- **YOUR INSTRUCTIONS**
Go through the data below and gather each line containing "with".

--------

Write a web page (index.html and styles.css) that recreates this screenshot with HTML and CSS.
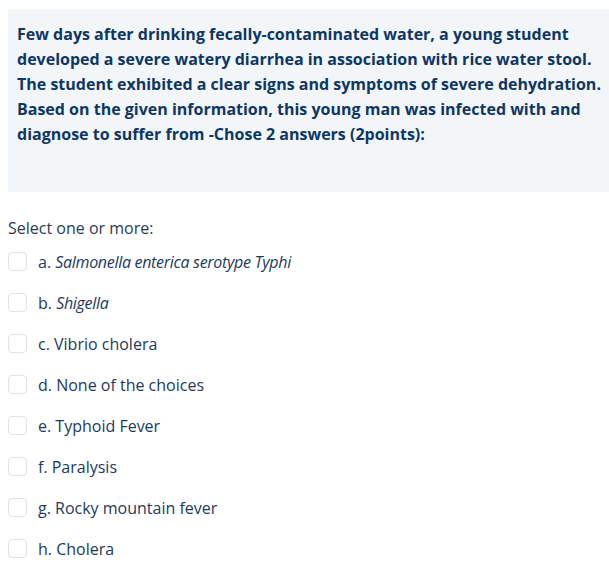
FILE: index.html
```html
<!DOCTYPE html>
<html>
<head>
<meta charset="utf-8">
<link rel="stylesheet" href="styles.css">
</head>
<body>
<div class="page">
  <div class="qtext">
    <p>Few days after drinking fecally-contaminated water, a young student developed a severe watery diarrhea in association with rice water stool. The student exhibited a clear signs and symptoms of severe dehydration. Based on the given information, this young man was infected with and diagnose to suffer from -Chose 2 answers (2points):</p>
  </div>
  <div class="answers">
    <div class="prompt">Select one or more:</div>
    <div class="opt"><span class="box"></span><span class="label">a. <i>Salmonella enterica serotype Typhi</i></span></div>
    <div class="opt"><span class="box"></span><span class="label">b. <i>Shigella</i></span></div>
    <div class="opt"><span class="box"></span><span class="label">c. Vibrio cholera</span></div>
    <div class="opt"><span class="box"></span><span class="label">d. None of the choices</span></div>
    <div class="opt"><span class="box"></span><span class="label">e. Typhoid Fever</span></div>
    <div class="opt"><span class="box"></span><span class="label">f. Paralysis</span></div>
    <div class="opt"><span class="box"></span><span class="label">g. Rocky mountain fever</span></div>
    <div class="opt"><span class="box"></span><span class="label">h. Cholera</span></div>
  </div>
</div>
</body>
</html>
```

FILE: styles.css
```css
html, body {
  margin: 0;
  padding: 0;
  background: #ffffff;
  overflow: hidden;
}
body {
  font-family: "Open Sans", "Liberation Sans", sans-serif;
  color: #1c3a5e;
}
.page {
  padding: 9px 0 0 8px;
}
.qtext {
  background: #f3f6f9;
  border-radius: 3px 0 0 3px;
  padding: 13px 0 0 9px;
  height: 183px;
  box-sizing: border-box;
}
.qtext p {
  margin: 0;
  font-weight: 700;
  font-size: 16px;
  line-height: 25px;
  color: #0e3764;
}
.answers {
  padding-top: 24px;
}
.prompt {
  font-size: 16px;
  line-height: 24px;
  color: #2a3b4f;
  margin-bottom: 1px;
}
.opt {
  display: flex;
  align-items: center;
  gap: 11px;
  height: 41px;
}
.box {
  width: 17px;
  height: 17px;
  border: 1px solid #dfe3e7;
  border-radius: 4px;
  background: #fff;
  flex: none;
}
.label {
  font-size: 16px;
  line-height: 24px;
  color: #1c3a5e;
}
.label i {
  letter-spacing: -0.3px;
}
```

--------

- **SOLUTION TO THE EXERCISE**
Write a web page (index.html and styles.css) that recreates this screenshot with HTML and CSS.
    <p>Few days after drinking fecally-contaminated water, a young student developed a severe watery diarrhea in association with rice water stool. The student exhibited a clear signs and symptoms of severe dehydration. Based on the given information, this young man was infected with and diagnose to suffer from -Chose 2 answers (2points):</p>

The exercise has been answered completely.